The Yale study complements the Census Bureau’s new estimate of the nation’s population and workforce. The bureau concluded the nation has been enlarged by 44.5 million legal or illegal immigrants, plus 17 million children of legal immigrants. Together, the new estimates conclude that the nation’s has a record-breaking foreign-born population of 55 million migrants.
That number is roughly 16.9 percent of the population, or roughly one person six living in the United States.
The study does not examine the impact on white-collar workers. That calculation is difficult because academics have not counted the number of resident white-collar visa-worker, such as L-1 and H-1B visa holders. Breitbart News estimates that U.S. companies employ roughly 1.5 million white-collar visa workers in jobs that are sought by U.S. college graduates.
Four million young Americans will join the workforce this year, but the federal government will also import 1.1 million legal immigrants, and allow an army of at least 2 million blue-collar and white-collar visa-workers to work U.S. jobs, alongside asylum-claiming migrants and illegal aliens.
Overall, the Washington-imposed economic policy of economic growth via immigration shifts wealth from young people towards older people by flooding the market with cheap white-collar and blue-collar foreign labor.
That flood of outside labor spikes profits and Wall Street values by cutting salaries for manual and skilled labor offered by blue-collar and white-collar employees.

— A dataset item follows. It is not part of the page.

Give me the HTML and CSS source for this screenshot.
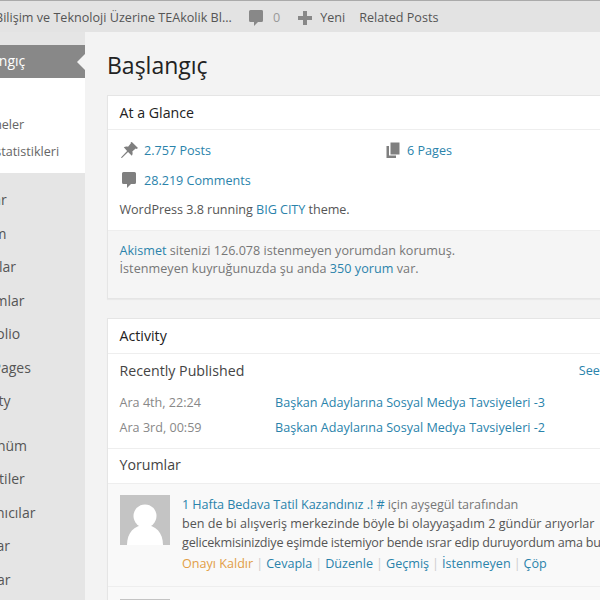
FILE: index.html
```html
<!DOCTYPE html>
<html lang="tr">
<head>
<meta charset="utf-8">
<title>Başlangıç</title>
<link rel="stylesheet" href="styles.css">
</head>
<body>
<header class="topbar">
  <span class="site-name">Bilişim ve Teknoloji Üzerine TEAkolik Bl…</span>
  <span class="bar-item comments">
    <svg class="icon" viewBox="0 0 14 16"><path d="M1.500 0h11A1.500 1.500 0 0 1 14 1.500v9a1.500 1.500 0 0 1-1.500 1.500H9L5 16v-4H1.500A1.500 1.500 0 0 1 0 10.500v-9A1.500 1.500 0 0 1 1.500 0z"/></svg>
    <span class="count">0</span>
  </span>
  <span class="bar-item new">
    <svg class="icon" viewBox="0 0 14 14"><path d="M5 0h4v5h5v4H9v5H5V9H0V5h5z"/></svg>
    <span>Yeni</span>
  </span>
  <span class="bar-item related">Related Posts</span>
</header>
<div class="layout">
  <nav class="sidebar">
    <div class="menu">
      <a class="menu-item current">Başlangıç</a>
      <div class="submenu">
        <a class="sub-item">Ana Sayfa</a>
        <a class="sub-item">Güncellemeler</a>
        <a class="sub-item">Sitenizin İstatistikleri</a>
      </div>
      <a class="menu-item">Yazılar</a>
      <a class="menu-item">Ortam</a>
      <a class="menu-item">Sayfalar</a>
      <a class="menu-item">Yorumlar</a>
      <a class="menu-item">Portfolio</a>
      <a class="menu-item">Sub Pages</a>
      <a class="menu-item">Activity</a>
      <a class="menu-item group">Görünüm</a>
      <a class="menu-item">Eklentiler</a>
      <a class="menu-item">Kullanıcılar</a>
      <a class="menu-item">Araçlar</a>
      <a class="menu-item">Ayarlar</a>
    </div>
  </nav>
  <main class="content">
    <h1 class="page-title">Başlangıç</h1>
    <section class="box glance">
      <h2 class="box-title">At a Glance</h2>
      <div class="glance-body">
        <div class="glance-grid">
          <span class="stat">
            <svg class="stat-icon" viewBox="-1 -1 19 19"><path d="M11.500 0L18 6.500l-1.500 1-1-.5-3.500 3c.6 1.800.4 3.300-.5 4.500L7.500 10.500 1 17l-1-.5L6.500 9.500 3 5.500C4.300 4.700 5.800 4.500 7.500 5l3-3.500-.3-.8z"/></svg>
            <a>2.757 Posts</a>
          </span>
          <span class="stat">
            <svg class="stat-icon" viewBox="0 0 18 18"><path d="M5.500 1.500h9v12h-9z"/><path d="M1.500 5H4v9.500h7V17H1.500z"/></svg>
            <a>6 Pages</a>
          </span>
          <span class="stat">
            <svg class="stat-icon" viewBox="0 0 18 18"><path d="M3.500 1h11A1.500 1.500 0 0 1 16 2.500v9a1.500 1.500 0 0 1-1.500 1.500H11l-4 4v-4H3.500A1.500 1.500 0 0 1 2 11.500v-9A1.500 1.500 0 0 1 3.500 1z"/></svg>
            <a>28.219 Comments</a>
          </span>
        </div>
        <p class="version">WordPress 3.8 running <a>BIG CITY</a> theme.</p>
      </div>
      <div class="akismet">
        <p><a>Akismet</a> sitenizi 126.078 istenmeyen yorumdan korumuş.</p>
        <p class="queue">İstenmeyen kuyruğunuzda şu anda <a>350 yorum</a> var.</p>
      </div>
    </section>
    <section class="box activity">
      <h2 class="box-title">Activity</h2>
      <div class="published">
        <div class="section-head">
          <h3 class="section-title">Recently Published</h3>
          <a class="see-all">See all</a>
        </div>
        <div class="post-row"><span class="post-date">Ara 4th, 22:24</span><a>Başkan Adaylarına Sosyal Medya Tavsiyeleri -3</a></div>
        <div class="post-row"><span class="post-date">Ara 3rd, 00:59</span><a>Başkan Adaylarına Sosyal Medya Tavsiyeleri -2</a></div>
      </div>
      <h3 class="section-title comments-title">Yorumlar</h3>
      <article class="comment">
        <svg class="avatar" viewBox="0 0 50 50"><rect width="50" height="50" fill="#c4c4c4"/><circle cx="25" cy="21" r="11.500" fill="#fff"/><path d="M7 50c0-12 7-20 18-20s18 8 18 20z" fill="#fff"/></svg>
        <div class="comment-body">
          <p class="comment-head"><a>1 Hafta Bedava Tatil Kazandınız .! #</a> için ayşegül tarafından</p>
          <p>ben de bi alışveriş merkezinde böyle bi olayyaşadım 2 gündür arıyorlar</p>
          <p class="comment-last">gelicekmisinizdiye eşimde istemiyor bende ısrar edip duruyordum ama bu</p>
          <p class="comment-actions"><a class="unapprove">Onayı Kaldır</a><i>|</i><a>Cevapla</a><i>|</i><a>Düzenle</a><i>|</i><a>Geçmiş</a><i>|</i><a>İstenmeyen</a><i>|</i><a>Çöp</a></p>
        </div>
      </article>
      <article class="comment next">
        <svg class="avatar" viewBox="0 0 50 50"><rect width="50" height="50" fill="#c4c4c4"/></svg>
      </article>
    </section>
  </main>
</div>
</body>
</html>
```
FILE: styles.css
```css
* { box-sizing: border-box; }
html, body { margin: 0; height: 600px; overflow: hidden; }
body { font: 12.6px/19px "Open Sans", sans-serif; color: #555; background: #f3f3f3; width: 600px; }
a { color: #2a83ab; text-decoration: none; }
p, h1, h2, h3 { margin: 0; font-weight: 400; }

.topbar { height: 32px; background: #e3e3e3; border-top: 1px solid #aaa; padding-top: 2px; display: flex; align-items: center; white-space: nowrap; color: #555; }
.site-name { margin-left: -5px; width: 236px; flex: none; }
.bar-item { display: flex; align-items: center; flex: none; }
.icon { fill: #888; display: block; flex: none; }
.comments { margin-left: 18px; }
.comments .icon { width: 14px; height: 16px; }
.count { margin-left: 10px; color: #999; }
.new { margin-left: 18px; }
.new .icon { width: 14px; height: 14px; margin-right: 8px; }
.related { margin-left: 14px; }

.layout { display: flex; height: 568px; }
.sidebar { width: 85px; flex: none; background: #e5e5e5; overflow: hidden; }
.menu { width: 160px; margin-left: -75px; padding-top: 13px; }
.menu-item { display: block; height: 33.500px; padding-left: 39px; font-size: 14px; line-height: 34px; color: #555; white-space: nowrap; }
.menu-item.group { margin-top: 11px; }
.current { position: relative; background: #888; color: #fff; height: 33px; line-height: 31px; }
.current::after { content: ""; position: absolute; right: 0; top: 9px; border: 8px solid transparent; border-right-color: #f3f3f3; border-left-width: 0; }
.submenu { background: #fff; height: 95px; padding: 6px 0 0 14px; margin-bottom: 10px; }
.sub-item { display: block; height: 27px; line-height: 27px; color: #666; white-space: nowrap; }

.content { flex: none; width: 515px; padding: 0 0 0 22px; }
.page-title { font-size: 23px; line-height: 29px; color: #222; padding-top: 19px; margin-bottom: 15px; }
.box { width: 556px; background: #fff; border: 1px solid #e5e5e5; box-shadow: 0 1px 1px rgba(0,0,0,.04); }
.box-title { font-size: 14.200px; line-height: 33px; height: 34px; padding-left: 11.500px; border-bottom: 1px solid #eee; color: #222; }
.glance-body { padding: 10px 11.500px 0; height: 100px; }
.glance-grid { display: grid; grid-template-columns: 265px 1fr; row-gap: 10px; }
.stat { display: flex; align-items: center; height: 20px; }
.stat-icon { width: 18px; height: 18px; fill: #7f7f7f; margin-right: 6.500px; flex: none; }
.stat:nth-child(2) .stat-icon { margin-right: 4.500px; }
.version { margin-top: 10px; letter-spacing: -.04px; }
.akismet { height: 68px; padding: 11px 11.500px 0; background: #f5f5f5; border-top: 1px solid #eee; color: #777; line-height: 18px; }
.queue { letter-spacing: .04px; }

.activity { margin-top: 19px; height: 400px; }
.activity .box-title { height: 35px; }
.published { padding: 0 11.500px; height: 95px; border-bottom: 1px solid #eee; }
.section-head { display: flex; justify-content: space-between; height: 31px; padding-top: 7px; white-space: nowrap; }
.section-title { font-size: 14.200px; line-height: 20px; color: #444; }
.see-all { margin-right: 34px; line-height: 20px; }
.post-row { display: flex; height: 25px; line-height: 25px; white-space: nowrap; }
.section-head + .post-row { margin-top: 5px; }
.post-date { width: 155.500px; color: #888; flex: none; }
.comments-title { height: 34px; padding: 6px 11.500px 0; line-height: 20px; }
.comment { display: flex; gap: 12px; padding: 11px 12px 0; height: 104px; background: #f9f9f9; border-top: 1px solid #eee; border-bottom: 1px solid #eee; white-space: nowrap; color: #555; }
.comment-head { color: #777; letter-spacing: -.06px; }
.comment-last { letter-spacing: -.21px; }
.avatar { width: 50px; height: 50px; flex: none; }
.comment-body { line-height: 19px; }
.comment-actions { margin-top: 2px; }
.comment-actions i { font-style: normal; color: #ccc; margin: 0 3px; }
.unapprove { color: #e29e47; }
.comment.next { border: 0; padding-top: 12px; }
```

The policy also drives up real estate prices, widens wealth-gaps, reduces high-tech investment, increases state and local tax burdens, hurts kids’ schools and college education, pushes Americans away from high-tech careers, and sidelines at least 5 million marginalized Americans and their families, including many who are now struggling with opioid addictions. Immigration also pulls investment and wealth away from heartland states because investment flows towards the large immigrant populations living in the coastal states.